The entire rock-a-thon, he (well, let's give him a name.  How's Joe?) wanted to borrow my rocking chair, to try it out.  Joe had never been what I'd call a stable guy and at just 17, he was a friend, yes, but not a close one.  He'd always acted kind of strangely, and I figured it was because he got knocked around at home and it broke him somehow (and based on the hand-shaped bruises I noticed more than once, this was a reasonable guess).  Being also 17 and pretty focused on things besides my platonic friends, I didn't think it was a big deal that I knew he got hurt at home (everyone knew he got teased constantly at school, by teachers and students alike) and I didn't mention it to anyone else.

I'd like to say that I let him borrow my chair, but I don't know that I did.  I was probably selfish and didn't let him use it.  I haven't asked anyone else who was there about it, and I don't think I ever will, because I'd hate to know for sure that I was mean to him that second-to-last time we were together.

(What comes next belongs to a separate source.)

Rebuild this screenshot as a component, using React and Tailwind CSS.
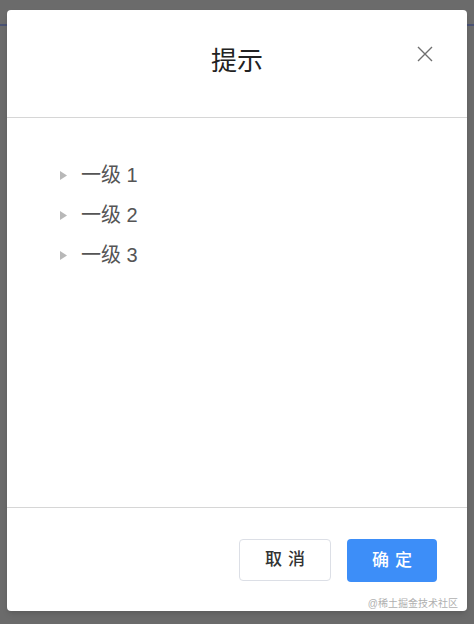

The last time he and I were in the same place, at the same time, was a McDonalds in some small town after a youth retreat weekend with our youth group, maybe 3 weeks after the recliner incident and 2 before his death.  The weekend had been about addressing addiction in our lives.  We were sitting with some friends from somewhere else, enjoying a few last minutes of freedom from our parents before the drive home and back to life as normal.  The toy in my Happy Meal (or his? or someone else's?) was a green goblin number, and the head popped off via a trigger on the back.  I have this image of him sort of strangling the thing, until the head popped off and it got lost in the shuffle of the restaurant.  Joe looked, or attempted to look like he was looking, and I attempted to be upset by the lost part of a toy, but I was really upset by the look in his eyes. It was strange and scary and I didn't know what to make of it.

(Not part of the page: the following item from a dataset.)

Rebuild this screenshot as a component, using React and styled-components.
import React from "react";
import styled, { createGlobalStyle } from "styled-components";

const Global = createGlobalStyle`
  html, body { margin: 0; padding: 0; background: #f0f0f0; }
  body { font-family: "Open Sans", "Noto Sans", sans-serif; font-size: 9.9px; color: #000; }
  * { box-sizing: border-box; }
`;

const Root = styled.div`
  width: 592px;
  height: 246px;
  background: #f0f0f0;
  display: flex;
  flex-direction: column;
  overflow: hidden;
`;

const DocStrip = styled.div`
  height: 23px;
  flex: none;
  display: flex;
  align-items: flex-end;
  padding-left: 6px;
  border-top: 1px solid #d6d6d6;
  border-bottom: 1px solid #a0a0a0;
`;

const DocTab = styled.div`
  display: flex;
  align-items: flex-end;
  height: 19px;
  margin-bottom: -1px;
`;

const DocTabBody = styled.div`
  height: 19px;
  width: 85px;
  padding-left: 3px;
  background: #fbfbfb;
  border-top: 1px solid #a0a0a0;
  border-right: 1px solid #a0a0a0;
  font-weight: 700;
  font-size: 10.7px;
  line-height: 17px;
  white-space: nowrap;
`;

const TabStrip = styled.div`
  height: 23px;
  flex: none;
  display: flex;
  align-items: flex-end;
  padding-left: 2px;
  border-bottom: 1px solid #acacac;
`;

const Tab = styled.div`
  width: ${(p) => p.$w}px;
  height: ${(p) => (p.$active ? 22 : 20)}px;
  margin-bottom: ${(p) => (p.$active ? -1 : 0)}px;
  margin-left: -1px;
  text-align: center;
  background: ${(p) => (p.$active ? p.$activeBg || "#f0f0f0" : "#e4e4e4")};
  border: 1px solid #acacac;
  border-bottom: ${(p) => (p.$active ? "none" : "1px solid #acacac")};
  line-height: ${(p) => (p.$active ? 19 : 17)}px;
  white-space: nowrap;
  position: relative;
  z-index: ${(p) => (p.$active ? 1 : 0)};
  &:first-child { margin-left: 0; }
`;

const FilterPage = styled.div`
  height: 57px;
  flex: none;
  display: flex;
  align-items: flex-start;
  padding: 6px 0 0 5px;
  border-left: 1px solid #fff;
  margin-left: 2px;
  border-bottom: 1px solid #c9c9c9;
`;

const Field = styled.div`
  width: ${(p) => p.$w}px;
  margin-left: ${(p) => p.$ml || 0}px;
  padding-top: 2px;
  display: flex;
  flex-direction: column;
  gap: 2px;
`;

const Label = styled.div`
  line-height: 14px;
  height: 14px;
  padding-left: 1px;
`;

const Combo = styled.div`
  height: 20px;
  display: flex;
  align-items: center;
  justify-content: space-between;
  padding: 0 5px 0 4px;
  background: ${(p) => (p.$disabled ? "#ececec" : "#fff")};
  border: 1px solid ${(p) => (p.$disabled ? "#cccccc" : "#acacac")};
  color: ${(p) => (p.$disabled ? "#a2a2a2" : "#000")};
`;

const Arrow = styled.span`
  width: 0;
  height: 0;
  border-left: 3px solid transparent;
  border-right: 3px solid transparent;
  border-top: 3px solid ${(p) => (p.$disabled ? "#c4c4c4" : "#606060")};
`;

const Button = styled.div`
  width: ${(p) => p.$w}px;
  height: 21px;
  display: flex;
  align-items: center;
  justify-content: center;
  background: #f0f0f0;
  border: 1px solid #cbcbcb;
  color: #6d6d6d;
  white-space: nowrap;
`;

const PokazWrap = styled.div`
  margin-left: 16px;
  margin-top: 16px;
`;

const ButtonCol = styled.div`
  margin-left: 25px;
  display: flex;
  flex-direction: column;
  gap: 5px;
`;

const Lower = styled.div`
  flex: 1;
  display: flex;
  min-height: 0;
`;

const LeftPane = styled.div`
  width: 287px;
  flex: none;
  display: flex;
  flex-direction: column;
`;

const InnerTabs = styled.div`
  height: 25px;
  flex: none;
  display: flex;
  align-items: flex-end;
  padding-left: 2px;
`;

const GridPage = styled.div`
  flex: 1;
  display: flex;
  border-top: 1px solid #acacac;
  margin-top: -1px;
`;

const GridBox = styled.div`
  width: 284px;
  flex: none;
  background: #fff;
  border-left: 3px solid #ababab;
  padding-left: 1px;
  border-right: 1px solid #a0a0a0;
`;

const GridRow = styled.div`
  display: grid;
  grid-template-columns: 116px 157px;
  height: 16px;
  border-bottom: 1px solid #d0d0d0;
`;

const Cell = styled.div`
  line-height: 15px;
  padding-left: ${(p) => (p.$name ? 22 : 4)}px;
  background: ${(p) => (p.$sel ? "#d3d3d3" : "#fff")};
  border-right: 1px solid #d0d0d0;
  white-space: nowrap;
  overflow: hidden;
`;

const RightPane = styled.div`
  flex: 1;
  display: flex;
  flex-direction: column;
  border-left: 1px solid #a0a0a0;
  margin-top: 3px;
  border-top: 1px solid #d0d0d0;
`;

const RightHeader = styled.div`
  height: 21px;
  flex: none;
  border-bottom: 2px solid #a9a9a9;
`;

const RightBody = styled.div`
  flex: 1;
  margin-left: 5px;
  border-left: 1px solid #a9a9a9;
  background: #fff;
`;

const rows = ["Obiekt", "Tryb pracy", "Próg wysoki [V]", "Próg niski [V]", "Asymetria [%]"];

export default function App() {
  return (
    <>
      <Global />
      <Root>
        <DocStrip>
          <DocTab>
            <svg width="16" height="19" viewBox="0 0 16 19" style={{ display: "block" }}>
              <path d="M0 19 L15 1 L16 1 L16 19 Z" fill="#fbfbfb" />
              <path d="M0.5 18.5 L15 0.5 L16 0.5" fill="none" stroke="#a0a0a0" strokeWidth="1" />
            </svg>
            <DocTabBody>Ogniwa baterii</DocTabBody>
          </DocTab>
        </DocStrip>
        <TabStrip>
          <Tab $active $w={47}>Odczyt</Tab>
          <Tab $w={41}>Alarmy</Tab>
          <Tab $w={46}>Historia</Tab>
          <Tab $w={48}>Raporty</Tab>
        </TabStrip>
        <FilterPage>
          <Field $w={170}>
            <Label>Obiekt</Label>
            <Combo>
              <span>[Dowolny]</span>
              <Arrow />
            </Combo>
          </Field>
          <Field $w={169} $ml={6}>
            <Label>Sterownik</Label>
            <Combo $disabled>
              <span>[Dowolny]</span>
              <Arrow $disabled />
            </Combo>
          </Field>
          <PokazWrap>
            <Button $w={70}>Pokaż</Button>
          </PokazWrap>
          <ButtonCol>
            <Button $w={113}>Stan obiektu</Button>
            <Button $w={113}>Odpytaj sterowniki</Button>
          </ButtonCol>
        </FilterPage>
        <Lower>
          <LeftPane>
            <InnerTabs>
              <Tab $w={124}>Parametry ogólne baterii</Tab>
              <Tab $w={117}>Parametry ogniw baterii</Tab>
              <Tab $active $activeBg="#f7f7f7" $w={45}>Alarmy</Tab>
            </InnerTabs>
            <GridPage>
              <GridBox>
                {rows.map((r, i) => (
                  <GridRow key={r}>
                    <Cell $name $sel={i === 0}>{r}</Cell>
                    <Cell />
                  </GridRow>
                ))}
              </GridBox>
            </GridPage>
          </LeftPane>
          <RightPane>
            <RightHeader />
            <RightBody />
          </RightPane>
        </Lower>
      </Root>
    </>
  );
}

Then when he hung himself, I understood and it hurt.

I didn't sit in that recliner for at least a year, maybe almost 2.  I hauled it around when I moved twice, and then I stacked things on it.  It wasn't until about 2 years after his death that I realized what I'd been doing.  It was his chair.  He'd been with me all along, hanging around that chair.

Since I started pharmacy school, I sit in that chair every day and study.  Sometimes I migrate around the house studying, but that recliner has been my desk chair, my way to stay awake late at night.  I fed my baby girl in this chair.  I knew for sure I'd lost a long-awaited baby in this chair.  Hey, I'm writing this blog post from my chair.

And within the week it is going away.  After years and years, it's worn out. It's starting to be uncomfortable and stabby in places.  Its replacement is ordered and will be here soon.

I'm trying not to be too emotional about letting it go.  It's a chair. Really.  But it's complicated too because it's got some mileage.  It's probably (ok, certainly) time to let go of the chair, and to let go of the guilt of all of that too.  Yes, I could have told someone, and maybe they would have believed me, but maybe it would have changed nothing.  Life happens whether I like it or not, and it isn't my job to obsess about decisions I made wrongly once upon a time.  It's my job to live today to its fullest (and get the lawn mowed for pete's sake).  As the musical RENT puts it, "No day but today."

But honestly, I'll still miss my chair when it leaves.  It's a dear old friend after all these years.